The problem
In the listing below, how many lines contain the word "styles"? Please respond with the number only.

Supplied material
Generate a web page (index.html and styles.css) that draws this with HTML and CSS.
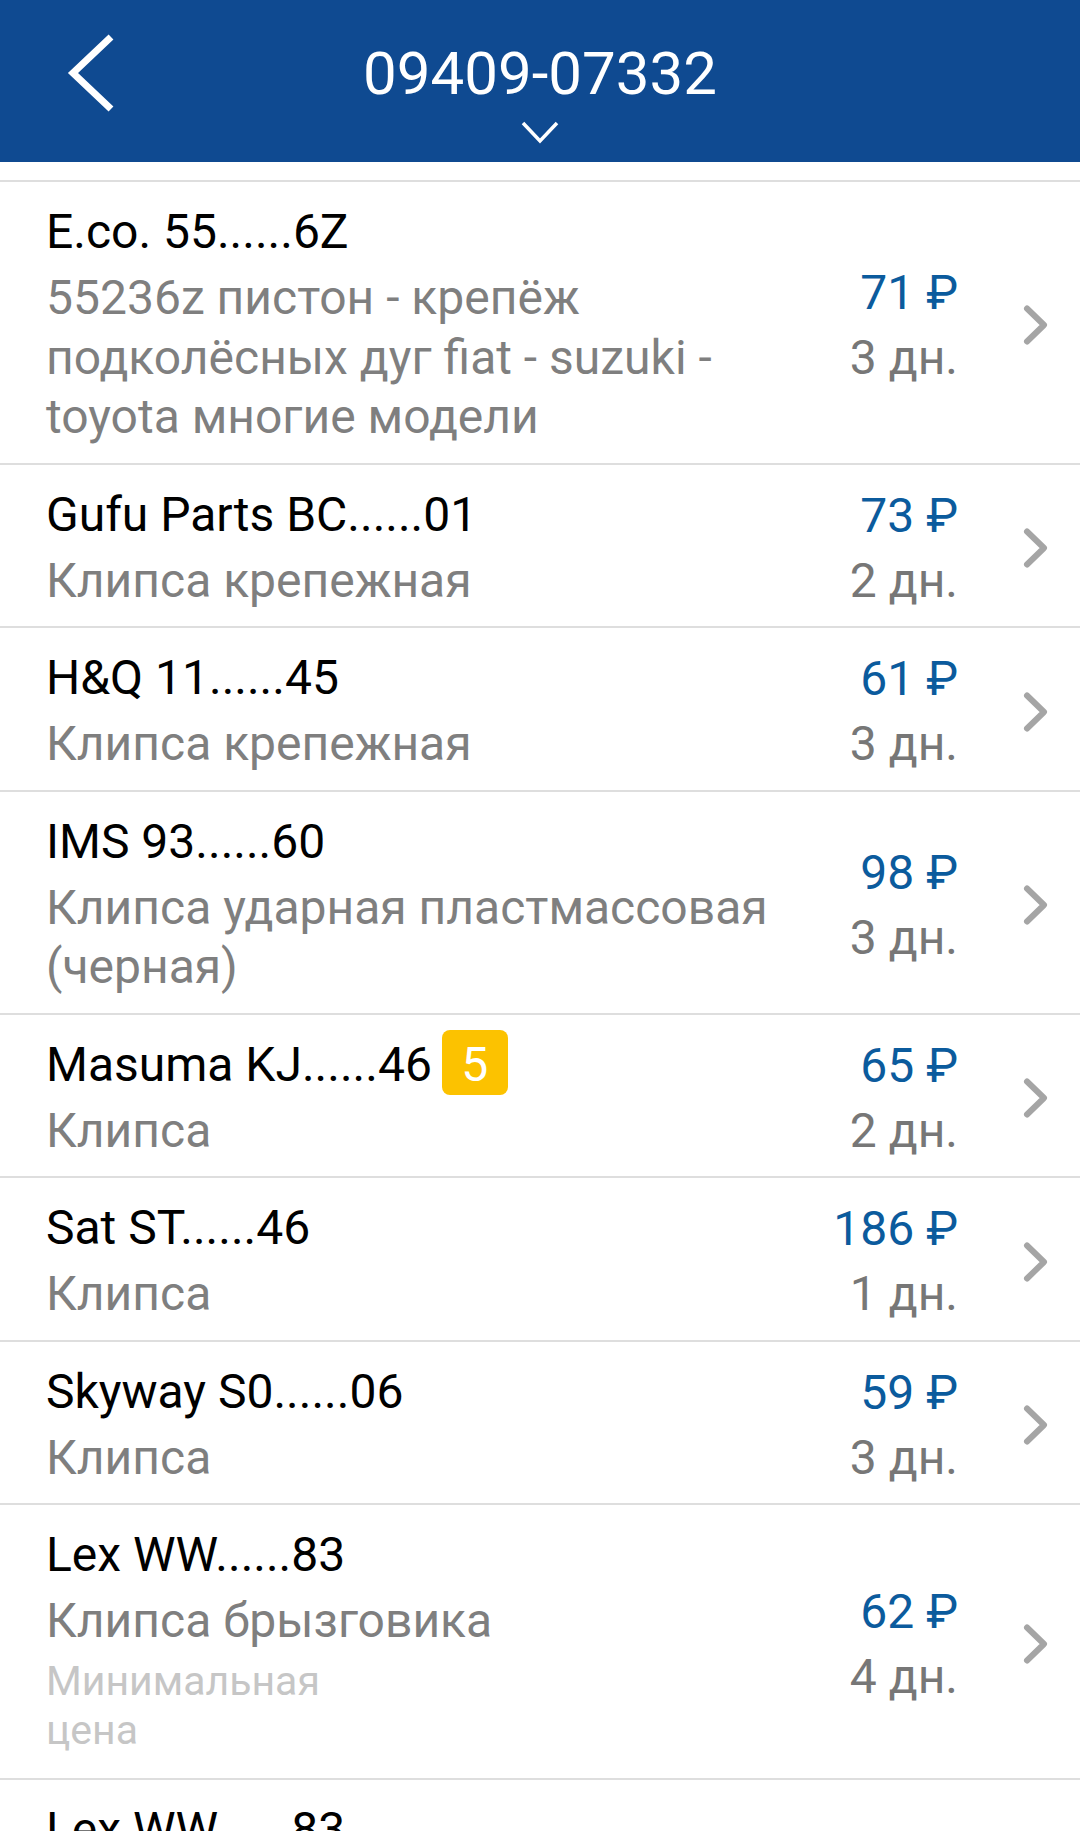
FILE: index.html
```html
<!DOCTYPE html>
<html>
<head>
    <meta charset="utf-8" />
    <title>09409-07332</title>
    <link rel="stylesheet" href="styles.css">
</head>
<body>
    <div class="screen">
        <div class="topbar">
            <div class="back">
                <svg width="56" height="86" viewBox="0 0 56 86"><path d="M48 7 L10 43 L48 79" fill="none" stroke="#fff" stroke-width="7" /></svg>
            </div>
            <div class="heading">
                <h1>09409-07332</h1>
                <svg width="40" height="26" viewBox="0 0 40 26"><path d="M3 3 L20 21 L37 3" fill="none" stroke="#fff" stroke-width="3.5" /></svg>
            </div>
            <div></div>
        </div>

        <div class="offers">
            <div class="offer">
                <div class="info">
                    <div class="brand">E.co. 55......6Z</div>
                    <div class="desc">55236z пистон - крепёж подколёсных дуг fiat - suzuki - toyota многие модели</div>
                </div>
                <div class="price"><div class="cost">71 ₽</div><div class="days">3 дн.</div></div>
                <div class="go"><svg width="30" height="48" viewBox="0 0 30 48"><path d="M7 7.5 L24 24 L7 40.5" /></svg></div>
            </div>
            <div class="offer">
                <div class="info">
                    <div class="brand">Gufu Parts BC......01</div>
                    <div class="desc">Клипса крепежная</div>
                </div>
                <div class="price"><div class="cost">73 ₽</div><div class="days">2 дн.</div></div>
                <div class="go"><svg width="30" height="48" viewBox="0 0 30 48"><path d="M7 7.5 L24 24 L7 40.5" /></svg></div>
            </div>
            <div class="offer">
                <div class="info">
                    <div class="brand">H&amp;Q 11......45</div>
                    <div class="desc">Клипса крепежная</div>
                </div>
                <div class="price"><div class="cost">61 ₽</div><div class="days">3 дн.</div></div>
                <div class="go"><svg width="30" height="48" viewBox="0 0 30 48"><path d="M7 7.5 L24 24 L7 40.5" /></svg></div>
            </div>
            <div class="offer">
                <div class="info">
                    <div class="brand">IMS 93......60</div>
                    <div class="desc">Клипса ударная пластмассовая (черная)</div>
                </div>
                <div class="price"><div class="cost">98 ₽</div><div class="days">3 дн.</div></div>
                <div class="go"><svg width="30" height="48" viewBox="0 0 30 48"><path d="M7 7.5 L24 24 L7 40.5" /></svg></div>
            </div>
            <div class="offer">
                <div class="info">
                    <div class="brand">Masuma KJ......46<span class="badge">5</span></div>
                    <div class="desc">Клипса</div>
                </div>
                <div class="price"><div class="cost">65 ₽</div><div class="days">2 дн.</div></div>
                <div class="go"><svg width="30" height="48" viewBox="0 0 30 48"><path d="M7 7.5 L24 24 L7 40.5" /></svg></div>
            </div>
            <div class="offer">
                <div class="info">
                    <div class="brand">Sat ST......46</div>
                    <div class="desc">Клипса</div>
                </div>
                <div class="price"><div class="cost">186 ₽</div><div class="days">1 дн.</div></div>
                <div class="go"><svg width="30" height="48" viewBox="0 0 30 48"><path d="M7 7.5 L24 24 L7 40.5" /></svg></div>
            </div>
            <div class="offer">
                <div class="info">
                    <div class="brand">Skyway S0......06</div>
                    <div class="desc">Клипса</div>
                </div>
                <div class="price"><div class="cost">59 ₽</div><div class="days">3 дн.</div></div>
                <div class="go"><svg width="30" height="48" viewBox="0 0 30 48"><path d="M7 7.5 L24 24 L7 40.5" /></svg></div>
            </div>
            <div class="offer">
                <div class="info">
                    <div class="brand">Lex WW......83</div>
                    <div class="desc">Клипса брызговика</div>
                    <div class="note">Минимальная цена</div>
                </div>
                <div class="price"><div class="cost">62 ₽</div><div class="days">4 дн.</div></div>
                <div class="go"><svg width="30" height="48" viewBox="0 0 30 48"><path d="M7 7.5 L24 24 L7 40.5" /></svg></div>
            </div>
            <div class="offer">
                <div class="info">
                    <div class="brand">Lex WW......83</div>
                    <div class="desc">Клипса брызговика</div>
                    <div class="note">Минимальная цена</div>
                </div>
                <div class="price"><div class="cost">64 ₽</div><div class="days">4 дн.</div></div>
                <div class="go"><svg width="30" height="48" viewBox="0 0 30 48"><path d="M7 7.5 L24 24 L7 40.5" /></svg></div>
            </div>
        </div>
    </div>
</body>
</html>
```

FILE: styles.css
```css
body {
    margin: 0;
    font-family: Roboto, "Noto Sans", sans-serif;
    background: #fff;
}

.screen {
    height: 100vh;
    display: flex;
    flex-direction: column;
    overflow: hidden;
}

.topbar {
    flex: none;
    height: 162px;
    background: #0f4a91;
    color: #fff;
    display: grid;
    grid-template-columns: 1fr auto 1fr;
}

    .back {
        padding: 30px 0 0 63px;
    }

    .back svg {
        display: block;
    }

    .heading {
        display: flex;
        flex-direction: column;
        align-items: center;
    }

    .heading h1 {
        margin: 0;
        padding-top: 39px;
        font-size: 60px;
        font-weight: 400;
        line-height: 70px;
    }

    .heading svg {
        display: block;
        margin-top: 11px;
    }

.offers {
    flex: 1;
    overflow: hidden;
    margin-top: 18px;
    border-top: 2px solid #dedede;
}

.offer {
    display: flex;
    align-items: center;
    padding: 22px 0 16px 46px;
    border-bottom: 2px solid #dedede;
}

.info {
    flex: 1;
    min-width: 0;
}

.brand {
    font-size: 48px;
    line-height: 56px;
    color: #000;
    margin-bottom: 8px;
}

.badge {
    display: inline-block;
    width: 66px;
    height: 61px;
    padding-top: 4px;
    margin: -10px 0 -10px 10px;
    line-height: 61px;
    text-align: center;
    color: #fff;
    background: #fcc200;
    border-radius: 8px;
}

.desc {
    font-size: 48px;
    line-height: 59.5px;
    color: #7f7f7f;
}

.note {
    width: 300px;
    margin: 6px 0 7px;
    font-size: 41px;
    line-height: 49px;
    color: #c6c6c6;
}

.price {
    width: 158px;
    text-align: right;
}

.cost {
    font-size: 48px;
    line-height: 56px;
    color: #0b5b9d;
}

.days {
    margin-top: 9px;
    font-size: 48px;
    line-height: 56px;
    color: #777;
}

.go {
    width: 122px;
    box-sizing: border-box;
    padding-left: 62px;
    display: flex;
}

    .go svg path {
        fill: none;
        stroke: #a5a5a5;
        stroke-width: 6;
        stroke-linecap: round;
        stroke-linejoin: round;
    }
```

The solution
3